• [Exercise instructions] Restate the data exactly as given and keep the pictures out.

• • • •

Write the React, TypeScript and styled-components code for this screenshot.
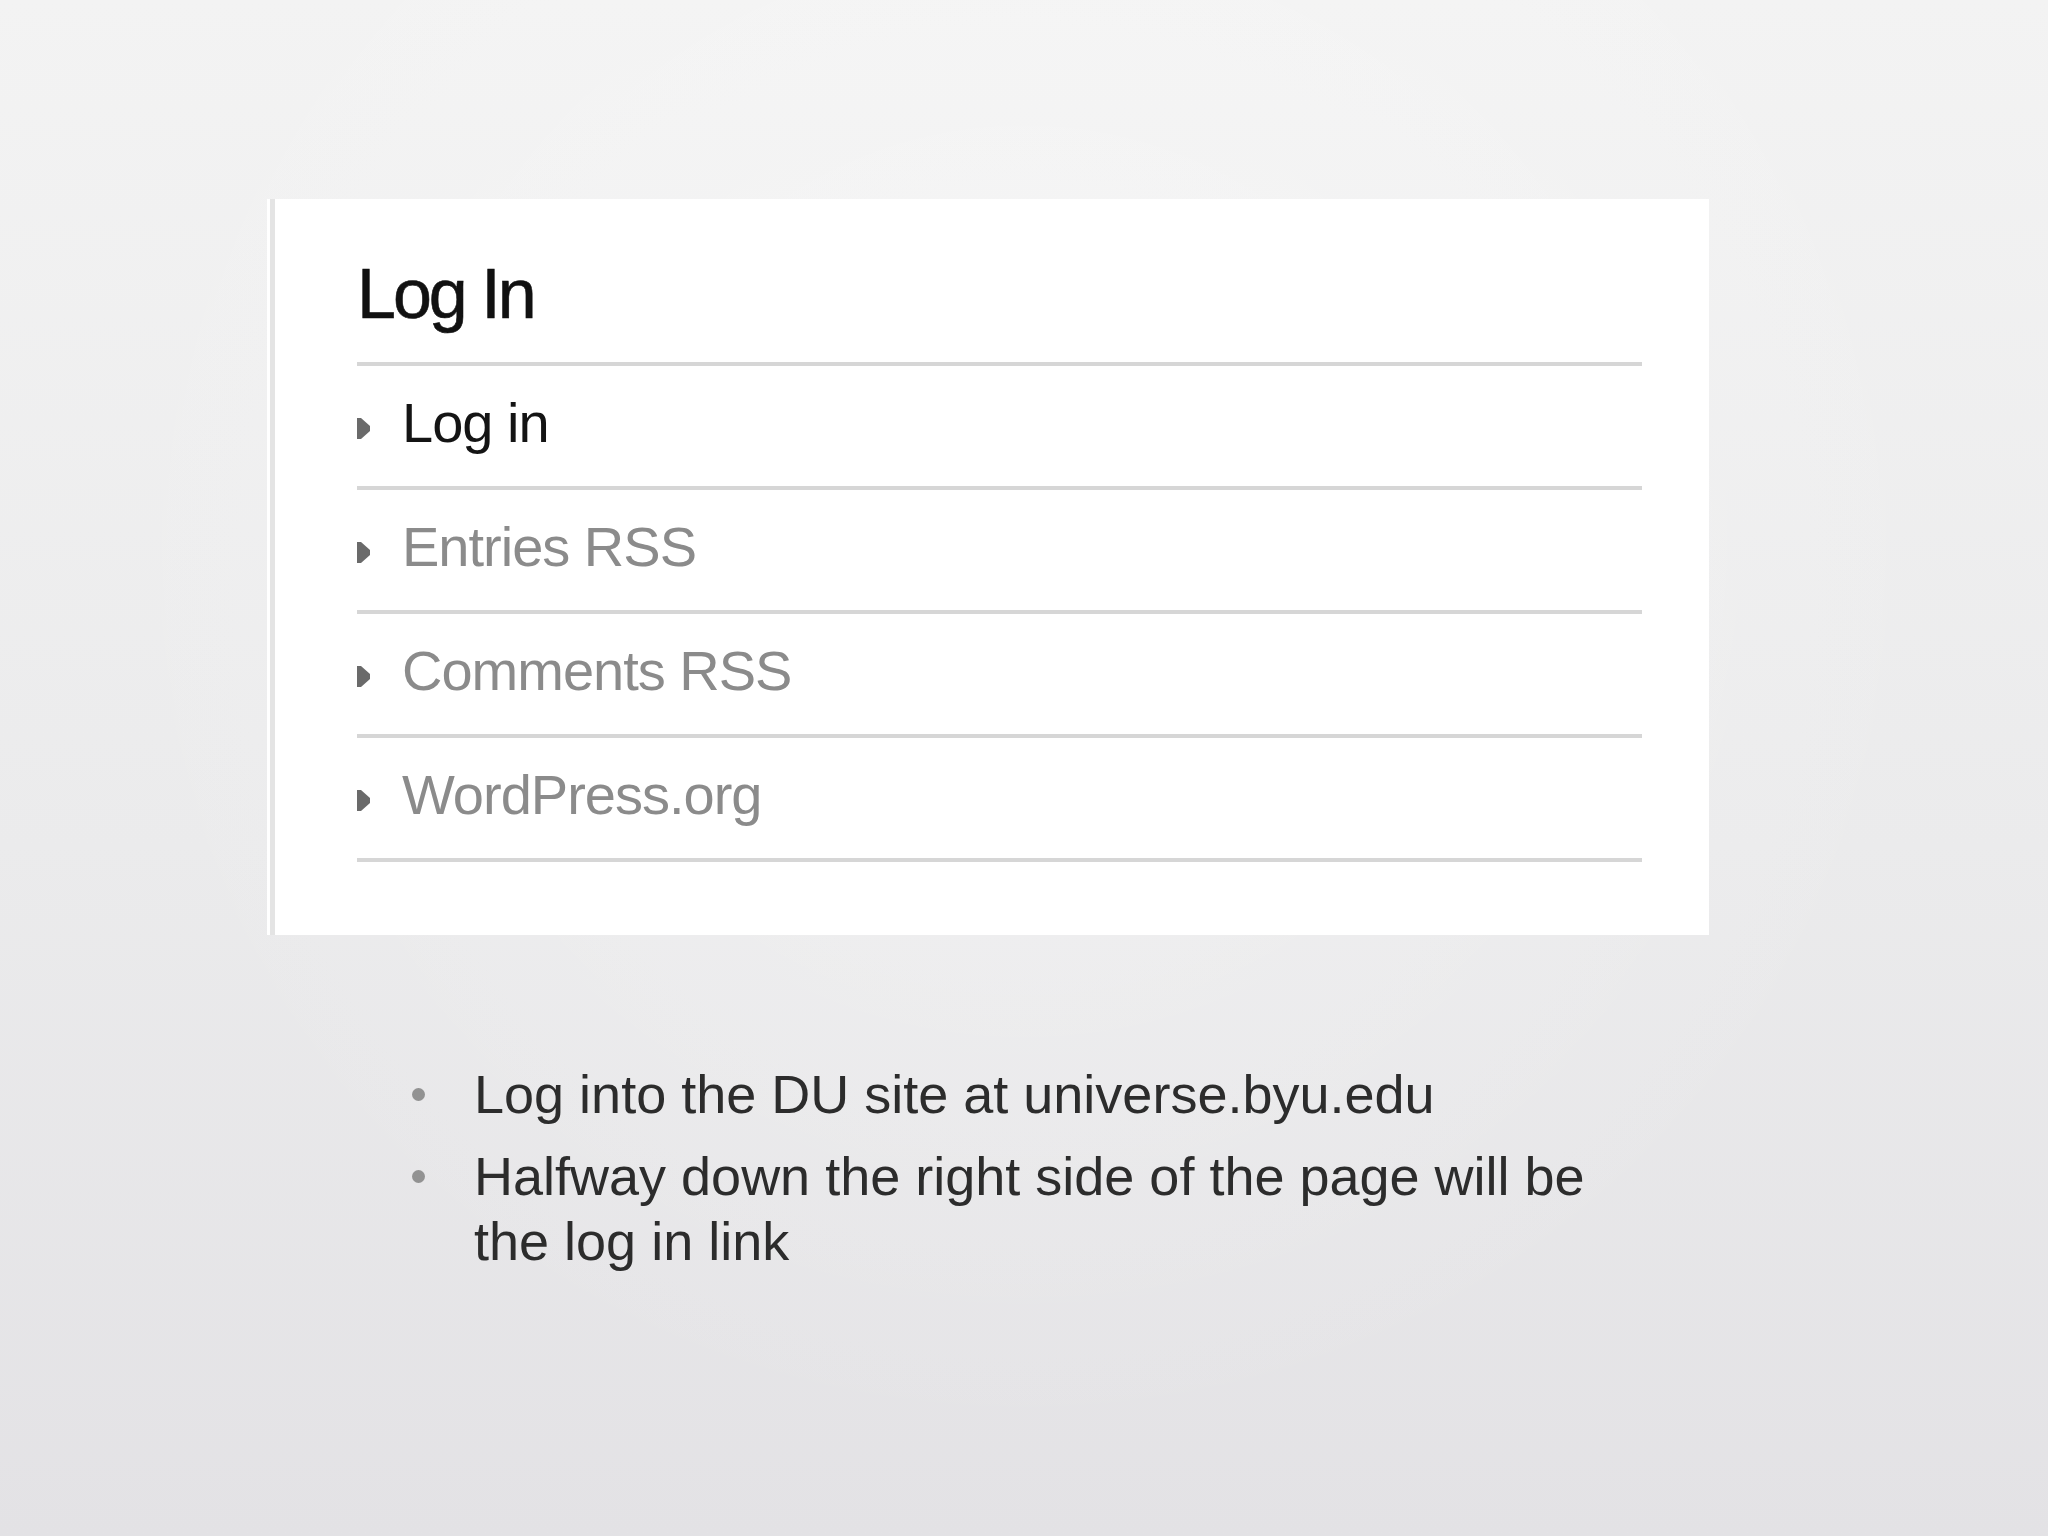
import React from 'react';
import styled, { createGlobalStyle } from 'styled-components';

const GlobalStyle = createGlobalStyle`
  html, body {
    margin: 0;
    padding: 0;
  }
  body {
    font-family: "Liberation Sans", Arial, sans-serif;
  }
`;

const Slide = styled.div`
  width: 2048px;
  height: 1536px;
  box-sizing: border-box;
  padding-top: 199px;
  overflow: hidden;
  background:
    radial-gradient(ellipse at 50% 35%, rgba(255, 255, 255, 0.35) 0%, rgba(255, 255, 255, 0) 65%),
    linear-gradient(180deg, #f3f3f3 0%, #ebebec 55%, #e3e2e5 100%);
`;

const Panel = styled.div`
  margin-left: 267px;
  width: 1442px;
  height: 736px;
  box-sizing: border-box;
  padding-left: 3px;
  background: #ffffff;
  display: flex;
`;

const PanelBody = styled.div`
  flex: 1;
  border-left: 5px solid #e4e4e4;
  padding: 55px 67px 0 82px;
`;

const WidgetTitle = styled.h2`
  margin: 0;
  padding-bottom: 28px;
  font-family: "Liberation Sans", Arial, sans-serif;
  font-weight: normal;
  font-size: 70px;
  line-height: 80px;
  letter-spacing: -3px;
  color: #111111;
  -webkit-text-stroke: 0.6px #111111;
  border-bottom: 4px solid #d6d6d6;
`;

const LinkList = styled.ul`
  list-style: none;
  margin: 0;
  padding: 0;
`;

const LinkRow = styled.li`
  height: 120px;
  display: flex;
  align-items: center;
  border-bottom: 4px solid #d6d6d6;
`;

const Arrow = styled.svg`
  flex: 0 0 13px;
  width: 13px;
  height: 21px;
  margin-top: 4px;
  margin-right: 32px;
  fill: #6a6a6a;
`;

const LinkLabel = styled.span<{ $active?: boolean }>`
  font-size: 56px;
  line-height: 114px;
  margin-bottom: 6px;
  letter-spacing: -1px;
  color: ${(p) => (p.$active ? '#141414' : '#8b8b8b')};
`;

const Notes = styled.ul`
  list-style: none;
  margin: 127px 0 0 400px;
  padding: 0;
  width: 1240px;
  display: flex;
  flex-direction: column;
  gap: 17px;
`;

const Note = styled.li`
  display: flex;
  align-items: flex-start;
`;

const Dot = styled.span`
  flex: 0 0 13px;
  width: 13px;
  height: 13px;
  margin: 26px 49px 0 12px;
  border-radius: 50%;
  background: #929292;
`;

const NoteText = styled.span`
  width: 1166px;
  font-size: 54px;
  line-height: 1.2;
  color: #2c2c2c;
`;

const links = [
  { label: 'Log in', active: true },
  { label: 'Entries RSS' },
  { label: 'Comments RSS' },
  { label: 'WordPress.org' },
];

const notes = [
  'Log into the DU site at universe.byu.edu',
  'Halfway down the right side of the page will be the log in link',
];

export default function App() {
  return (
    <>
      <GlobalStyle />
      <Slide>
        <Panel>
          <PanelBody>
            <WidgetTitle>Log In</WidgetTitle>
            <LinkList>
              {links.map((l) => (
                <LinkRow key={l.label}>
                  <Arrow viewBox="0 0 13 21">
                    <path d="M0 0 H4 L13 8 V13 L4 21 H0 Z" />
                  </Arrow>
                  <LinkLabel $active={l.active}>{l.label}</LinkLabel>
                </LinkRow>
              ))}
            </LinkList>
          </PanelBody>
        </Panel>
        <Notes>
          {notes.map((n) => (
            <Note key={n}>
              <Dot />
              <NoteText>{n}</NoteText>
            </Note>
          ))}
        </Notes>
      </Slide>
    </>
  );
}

• • • •

• [Finished answer]
Write the React, TypeScript and styled-components code for this screenshot.
import React from 'react';
import styled, { createGlobalStyle } from 'styled-components';

const GlobalStyle = createGlobalStyle`
  html, body {
    margin: 0;
    padding: 0;
  }
  body {
    font-family: "Liberation Sans", Arial, sans-serif;
  }
`;

const Slide = styled.div`
  width: 2048px;
  height: 1536px;
  box-sizing: border-box;
  padding-top: 199px;
  overflow: hidden;
  background:
    radial-gradient(ellipse at 50% 35%, rgba(255, 255, 255, 0.35) 0%, rgba(255, 255, 255, 0) 65%),
    linear-gradient(180deg, #f3f3f3 0%, #ebebec 55%, #e3e2e5 100%);
`;

const Panel = styled.div`
  margin-left: 267px;
  width: 1442px;
  height: 736px;
  box-sizing: border-box;
  padding-left: 3px;
  background: #ffffff;
  display: flex;
`;

const PanelBody = styled.div`
  flex: 1;
  border-left: 5px solid #e4e4e4;
  padding: 55px 67px 0 82px;
`;

const WidgetTitle = styled.h2`
  margin: 0;
  padding-bottom: 28px;
  font-family: "Liberation Sans", Arial, sans-serif;
  font-weight: normal;
  font-size: 70px;
  line-height: 80px;
  letter-spacing: -3px;
  color: #111111;
  -webkit-text-stroke: 0.6px #111111;
  border-bottom: 4px solid #d6d6d6;
`;

const LinkList = styled.ul`
  list-style: none;
  margin: 0;
  padding: 0;
`;

const LinkRow = styled.li`
  height: 120px;
  display: flex;
  align-items: center;
  border-bottom: 4px solid #d6d6d6;
`;

const Arrow = styled.svg`
  flex: 0 0 13px;
  width: 13px;
  height: 21px;
  margin-top: 4px;
  margin-right: 32px;
  fill: #6a6a6a;
`;

const LinkLabel = styled.span<{ $active?: boolean }>`
  font-size: 56px;
  line-height: 114px;
  margin-bottom: 6px;
  letter-spacing: -1px;
  color: ${(p) => (p.$active ? '#141414' : '#8b8b8b')};
`;

const Notes = styled.ul`
  list-style: none;
  margin: 127px 0 0 400px;
  padding: 0;
  width: 1240px;
  display: flex;
  flex-direction: column;
  gap: 17px;
`;

const Note = styled.li`
  display: flex;
  align-items: flex-start;
`;

const Dot = styled.span`
  flex: 0 0 13px;
  width: 13px;
  height: 13px;
  margin: 26px 49px 0 12px;
  border-radius: 50%;
  background: #929292;
`;

const NoteText = styled.span`
  width: 1166px;
  font-size: 54px;
  line-height: 1.2;
  color: #2c2c2c;
`;

const links = [
  { label: 'Log in', active: true },
  { label: 'Entries RSS' },
  { label: 'Comments RSS' },
  { label: 'WordPress.org' },
];

const notes = [
  'Log into the DU site at universe.byu.edu',
  'Halfway down the right side of the page will be the log in link',
];

export default function App() {
  return (
    <>
      <GlobalStyle />
      <Slide>
        <Panel>
          <PanelBody>
            <WidgetTitle>Log In</WidgetTitle>
            <LinkList>
              {links.map((l) => (
                <LinkRow key={l.label}>
                  <Arrow viewBox="0 0 13 21">
                    <path d="M0 0 H4 L13 8 V13 L4 21 H0 Z" />
                  </Arrow>
                  <LinkLabel $active={l.active}>{l.label}</LinkLabel>
                </LinkRow>
              ))}
            </LinkList>
          </PanelBody>
        </Panel>
        <Notes>
          {notes.map((n) => (
            <Note key={n}>
              <Dot />
              <NoteText>{n}</NoteText>
            </Note>
          ))}
        </Notes>
      </Slide>
    </>
  );
}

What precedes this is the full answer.